The request:
Every line holding the string "React" should be gathered.

Available data:
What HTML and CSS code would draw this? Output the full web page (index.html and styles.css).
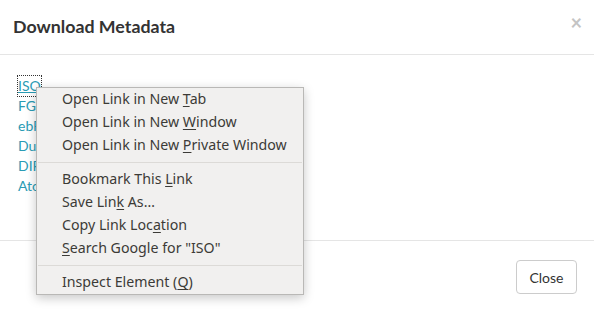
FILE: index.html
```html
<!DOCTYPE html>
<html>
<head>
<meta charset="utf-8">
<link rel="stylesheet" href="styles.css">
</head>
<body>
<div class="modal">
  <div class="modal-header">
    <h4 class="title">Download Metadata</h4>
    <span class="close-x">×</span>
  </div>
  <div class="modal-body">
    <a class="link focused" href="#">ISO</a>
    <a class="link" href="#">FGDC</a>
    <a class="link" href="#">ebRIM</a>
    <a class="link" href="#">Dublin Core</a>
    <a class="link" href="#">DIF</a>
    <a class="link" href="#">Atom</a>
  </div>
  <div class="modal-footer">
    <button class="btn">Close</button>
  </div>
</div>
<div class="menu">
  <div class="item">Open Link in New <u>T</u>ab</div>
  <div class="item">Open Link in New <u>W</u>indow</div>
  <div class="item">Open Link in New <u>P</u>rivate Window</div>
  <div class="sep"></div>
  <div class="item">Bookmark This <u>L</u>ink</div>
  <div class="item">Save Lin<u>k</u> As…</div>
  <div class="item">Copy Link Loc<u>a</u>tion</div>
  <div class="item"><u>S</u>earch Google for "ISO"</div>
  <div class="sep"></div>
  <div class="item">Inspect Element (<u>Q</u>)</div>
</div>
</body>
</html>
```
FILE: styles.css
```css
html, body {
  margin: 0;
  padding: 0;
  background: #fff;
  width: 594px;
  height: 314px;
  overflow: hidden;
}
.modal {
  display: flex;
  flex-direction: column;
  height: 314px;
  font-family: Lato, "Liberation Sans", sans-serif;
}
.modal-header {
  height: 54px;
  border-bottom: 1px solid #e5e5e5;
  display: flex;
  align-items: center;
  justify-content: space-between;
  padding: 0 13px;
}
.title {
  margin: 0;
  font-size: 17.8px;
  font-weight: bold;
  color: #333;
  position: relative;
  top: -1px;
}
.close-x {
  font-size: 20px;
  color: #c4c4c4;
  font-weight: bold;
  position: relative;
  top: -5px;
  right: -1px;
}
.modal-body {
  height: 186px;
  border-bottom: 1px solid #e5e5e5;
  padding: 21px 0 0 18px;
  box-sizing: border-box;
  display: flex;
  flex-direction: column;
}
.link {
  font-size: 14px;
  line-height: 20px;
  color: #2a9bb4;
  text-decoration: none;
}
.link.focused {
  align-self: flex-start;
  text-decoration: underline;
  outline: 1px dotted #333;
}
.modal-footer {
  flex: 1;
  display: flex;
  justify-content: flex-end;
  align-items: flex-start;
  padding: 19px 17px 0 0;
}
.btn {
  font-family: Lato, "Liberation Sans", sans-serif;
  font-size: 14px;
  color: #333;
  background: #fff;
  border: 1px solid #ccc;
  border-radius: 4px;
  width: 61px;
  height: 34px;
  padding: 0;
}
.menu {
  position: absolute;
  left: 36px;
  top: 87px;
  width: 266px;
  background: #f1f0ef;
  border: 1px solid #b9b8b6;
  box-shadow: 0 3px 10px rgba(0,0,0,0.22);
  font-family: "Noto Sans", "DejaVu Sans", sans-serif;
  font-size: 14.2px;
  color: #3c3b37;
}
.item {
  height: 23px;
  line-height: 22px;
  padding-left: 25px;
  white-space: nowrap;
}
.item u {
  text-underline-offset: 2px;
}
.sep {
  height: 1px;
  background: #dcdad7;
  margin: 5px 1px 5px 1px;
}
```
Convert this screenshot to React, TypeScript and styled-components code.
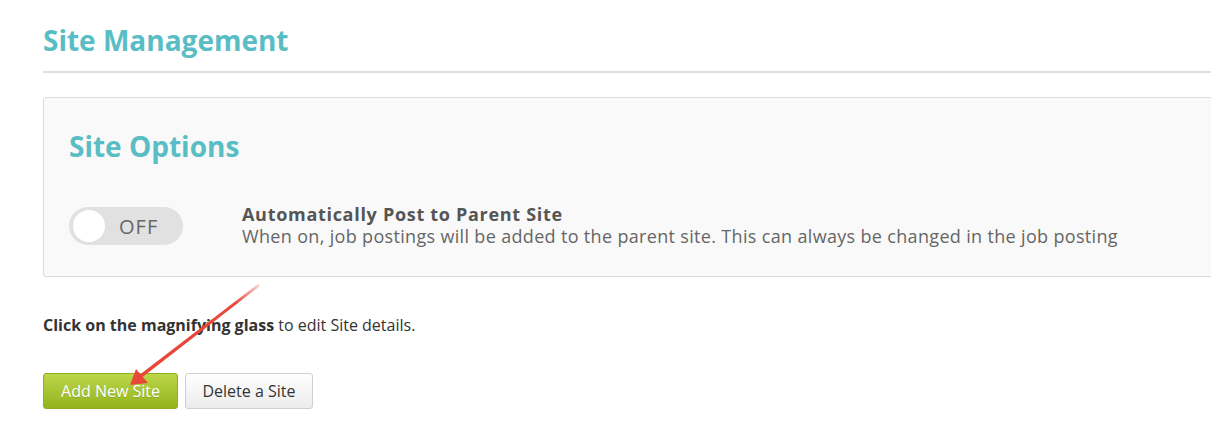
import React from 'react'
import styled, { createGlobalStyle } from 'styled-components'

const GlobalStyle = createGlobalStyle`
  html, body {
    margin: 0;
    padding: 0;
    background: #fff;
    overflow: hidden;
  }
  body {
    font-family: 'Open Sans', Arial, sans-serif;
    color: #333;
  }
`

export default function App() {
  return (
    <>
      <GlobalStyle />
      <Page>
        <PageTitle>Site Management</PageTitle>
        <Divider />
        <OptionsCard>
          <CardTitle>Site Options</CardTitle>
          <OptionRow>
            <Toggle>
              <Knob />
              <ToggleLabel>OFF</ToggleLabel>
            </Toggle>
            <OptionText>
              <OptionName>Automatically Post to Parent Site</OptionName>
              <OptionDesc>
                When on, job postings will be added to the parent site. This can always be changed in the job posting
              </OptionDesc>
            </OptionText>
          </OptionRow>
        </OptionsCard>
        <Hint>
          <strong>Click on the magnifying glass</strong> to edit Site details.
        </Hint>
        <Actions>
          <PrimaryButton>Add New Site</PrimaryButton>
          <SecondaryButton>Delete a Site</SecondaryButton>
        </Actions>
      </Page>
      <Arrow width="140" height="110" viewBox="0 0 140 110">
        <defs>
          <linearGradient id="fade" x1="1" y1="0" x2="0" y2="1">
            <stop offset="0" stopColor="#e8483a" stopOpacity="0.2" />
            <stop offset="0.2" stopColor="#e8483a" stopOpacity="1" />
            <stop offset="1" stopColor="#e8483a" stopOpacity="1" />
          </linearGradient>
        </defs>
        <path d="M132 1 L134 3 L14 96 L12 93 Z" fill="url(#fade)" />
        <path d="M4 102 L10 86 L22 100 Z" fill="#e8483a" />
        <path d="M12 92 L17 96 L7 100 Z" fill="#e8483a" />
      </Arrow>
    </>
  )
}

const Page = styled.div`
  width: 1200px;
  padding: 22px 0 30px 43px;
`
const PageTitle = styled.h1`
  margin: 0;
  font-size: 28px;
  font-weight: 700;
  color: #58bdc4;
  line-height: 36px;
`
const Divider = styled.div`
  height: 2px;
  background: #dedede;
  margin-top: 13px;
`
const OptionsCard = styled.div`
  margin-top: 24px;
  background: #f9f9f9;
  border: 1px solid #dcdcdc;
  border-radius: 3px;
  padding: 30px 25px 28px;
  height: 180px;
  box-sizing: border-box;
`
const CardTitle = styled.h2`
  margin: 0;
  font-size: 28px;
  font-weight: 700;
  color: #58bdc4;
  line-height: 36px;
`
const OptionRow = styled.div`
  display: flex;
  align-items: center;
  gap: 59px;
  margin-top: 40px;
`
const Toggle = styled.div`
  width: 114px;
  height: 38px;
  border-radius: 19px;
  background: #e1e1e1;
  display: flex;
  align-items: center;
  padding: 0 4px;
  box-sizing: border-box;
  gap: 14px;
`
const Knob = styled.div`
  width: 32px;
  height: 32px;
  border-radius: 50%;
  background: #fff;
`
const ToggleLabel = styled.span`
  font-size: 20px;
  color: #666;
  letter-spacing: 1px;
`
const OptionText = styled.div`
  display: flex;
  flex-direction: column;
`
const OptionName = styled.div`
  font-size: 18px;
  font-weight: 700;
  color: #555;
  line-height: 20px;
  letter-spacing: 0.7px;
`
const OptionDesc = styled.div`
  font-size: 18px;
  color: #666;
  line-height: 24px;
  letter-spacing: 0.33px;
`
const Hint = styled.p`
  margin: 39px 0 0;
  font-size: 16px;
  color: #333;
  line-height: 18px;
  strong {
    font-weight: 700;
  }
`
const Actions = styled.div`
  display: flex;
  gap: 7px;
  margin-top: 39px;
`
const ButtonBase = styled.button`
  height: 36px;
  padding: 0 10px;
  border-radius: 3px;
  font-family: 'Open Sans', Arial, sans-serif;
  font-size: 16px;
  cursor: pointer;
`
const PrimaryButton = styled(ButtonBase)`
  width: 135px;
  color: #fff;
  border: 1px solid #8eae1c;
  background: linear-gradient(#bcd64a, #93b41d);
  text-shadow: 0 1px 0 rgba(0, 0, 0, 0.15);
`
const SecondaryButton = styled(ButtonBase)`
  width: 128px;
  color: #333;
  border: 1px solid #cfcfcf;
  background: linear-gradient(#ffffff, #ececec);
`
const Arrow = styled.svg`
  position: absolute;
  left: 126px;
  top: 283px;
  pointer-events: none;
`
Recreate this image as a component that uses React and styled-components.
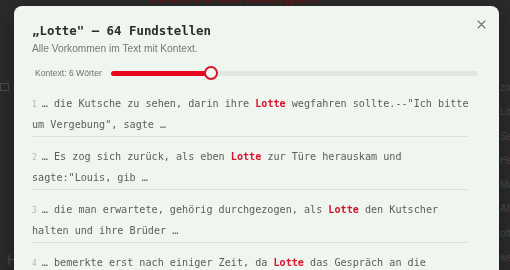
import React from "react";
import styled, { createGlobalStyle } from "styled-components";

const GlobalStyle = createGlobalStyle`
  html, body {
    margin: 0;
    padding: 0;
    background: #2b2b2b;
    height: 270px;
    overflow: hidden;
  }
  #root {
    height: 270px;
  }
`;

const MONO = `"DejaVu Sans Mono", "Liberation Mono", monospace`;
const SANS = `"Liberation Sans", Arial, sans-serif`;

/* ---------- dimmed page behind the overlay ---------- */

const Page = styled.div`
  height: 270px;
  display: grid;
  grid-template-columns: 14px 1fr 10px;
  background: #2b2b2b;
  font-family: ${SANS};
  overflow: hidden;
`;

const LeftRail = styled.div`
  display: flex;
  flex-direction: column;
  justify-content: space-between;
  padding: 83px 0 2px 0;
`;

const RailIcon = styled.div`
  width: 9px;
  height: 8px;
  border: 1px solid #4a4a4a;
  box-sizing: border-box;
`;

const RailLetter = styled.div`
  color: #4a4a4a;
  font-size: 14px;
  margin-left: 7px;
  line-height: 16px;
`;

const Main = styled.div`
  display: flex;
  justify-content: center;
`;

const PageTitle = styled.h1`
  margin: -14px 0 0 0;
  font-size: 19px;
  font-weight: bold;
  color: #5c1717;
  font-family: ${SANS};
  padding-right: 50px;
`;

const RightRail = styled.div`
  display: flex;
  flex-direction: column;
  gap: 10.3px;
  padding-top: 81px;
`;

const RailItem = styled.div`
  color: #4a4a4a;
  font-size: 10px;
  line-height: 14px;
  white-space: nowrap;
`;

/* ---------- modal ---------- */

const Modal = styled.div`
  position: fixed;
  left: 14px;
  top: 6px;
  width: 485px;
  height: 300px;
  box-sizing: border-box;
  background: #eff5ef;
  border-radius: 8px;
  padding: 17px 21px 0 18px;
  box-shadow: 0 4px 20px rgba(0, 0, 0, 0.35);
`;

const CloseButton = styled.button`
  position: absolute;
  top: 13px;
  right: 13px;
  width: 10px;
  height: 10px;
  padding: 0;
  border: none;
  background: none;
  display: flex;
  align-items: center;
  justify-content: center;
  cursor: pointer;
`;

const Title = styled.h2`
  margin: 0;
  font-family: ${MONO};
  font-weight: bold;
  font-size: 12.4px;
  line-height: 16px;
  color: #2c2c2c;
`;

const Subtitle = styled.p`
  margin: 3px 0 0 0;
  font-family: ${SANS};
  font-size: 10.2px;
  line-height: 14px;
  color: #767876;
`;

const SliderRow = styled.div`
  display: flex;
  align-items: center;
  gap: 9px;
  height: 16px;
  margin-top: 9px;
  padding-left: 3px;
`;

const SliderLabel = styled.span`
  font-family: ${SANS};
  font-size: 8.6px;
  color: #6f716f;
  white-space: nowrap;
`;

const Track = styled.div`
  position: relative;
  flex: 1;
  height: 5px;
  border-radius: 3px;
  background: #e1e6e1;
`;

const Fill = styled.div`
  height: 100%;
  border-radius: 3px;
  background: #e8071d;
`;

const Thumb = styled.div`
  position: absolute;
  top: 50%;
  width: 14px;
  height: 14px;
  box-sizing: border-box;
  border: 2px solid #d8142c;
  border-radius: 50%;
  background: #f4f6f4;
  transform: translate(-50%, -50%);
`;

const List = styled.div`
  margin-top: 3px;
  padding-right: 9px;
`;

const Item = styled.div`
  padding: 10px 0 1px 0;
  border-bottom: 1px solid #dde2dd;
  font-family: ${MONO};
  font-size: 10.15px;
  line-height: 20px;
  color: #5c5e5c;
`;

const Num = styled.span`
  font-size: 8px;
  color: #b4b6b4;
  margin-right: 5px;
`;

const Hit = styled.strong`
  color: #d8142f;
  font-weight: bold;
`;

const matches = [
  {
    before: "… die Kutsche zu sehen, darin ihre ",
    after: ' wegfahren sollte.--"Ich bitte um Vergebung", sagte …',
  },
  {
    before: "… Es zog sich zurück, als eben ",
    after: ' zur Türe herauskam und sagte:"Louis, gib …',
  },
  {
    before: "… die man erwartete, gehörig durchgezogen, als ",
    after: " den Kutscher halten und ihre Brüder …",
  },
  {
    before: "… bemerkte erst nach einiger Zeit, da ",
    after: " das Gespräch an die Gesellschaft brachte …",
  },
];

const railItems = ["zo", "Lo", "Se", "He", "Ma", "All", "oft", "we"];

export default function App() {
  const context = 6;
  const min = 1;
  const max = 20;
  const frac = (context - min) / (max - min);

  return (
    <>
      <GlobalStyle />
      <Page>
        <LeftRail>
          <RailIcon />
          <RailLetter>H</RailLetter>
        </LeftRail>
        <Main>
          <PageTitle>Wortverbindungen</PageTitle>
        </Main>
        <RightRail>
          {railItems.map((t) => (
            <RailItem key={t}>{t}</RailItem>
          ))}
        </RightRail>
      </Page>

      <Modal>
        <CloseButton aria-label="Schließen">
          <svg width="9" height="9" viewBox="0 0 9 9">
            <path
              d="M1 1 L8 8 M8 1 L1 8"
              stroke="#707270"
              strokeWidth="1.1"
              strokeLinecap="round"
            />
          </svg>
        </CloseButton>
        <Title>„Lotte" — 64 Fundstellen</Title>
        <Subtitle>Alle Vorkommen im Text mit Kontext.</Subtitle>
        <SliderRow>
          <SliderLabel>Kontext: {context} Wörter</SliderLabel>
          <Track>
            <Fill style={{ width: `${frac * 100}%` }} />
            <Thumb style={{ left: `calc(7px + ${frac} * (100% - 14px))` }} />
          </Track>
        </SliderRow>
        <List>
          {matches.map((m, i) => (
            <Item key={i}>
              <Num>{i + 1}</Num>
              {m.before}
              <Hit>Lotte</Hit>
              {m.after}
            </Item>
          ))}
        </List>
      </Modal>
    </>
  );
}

Written answer:
Convert this screenshot to React, TypeScript and styled-components code.
import React from 'react'
Recreate this image as a component that uses React and styled-components.
import React from "react";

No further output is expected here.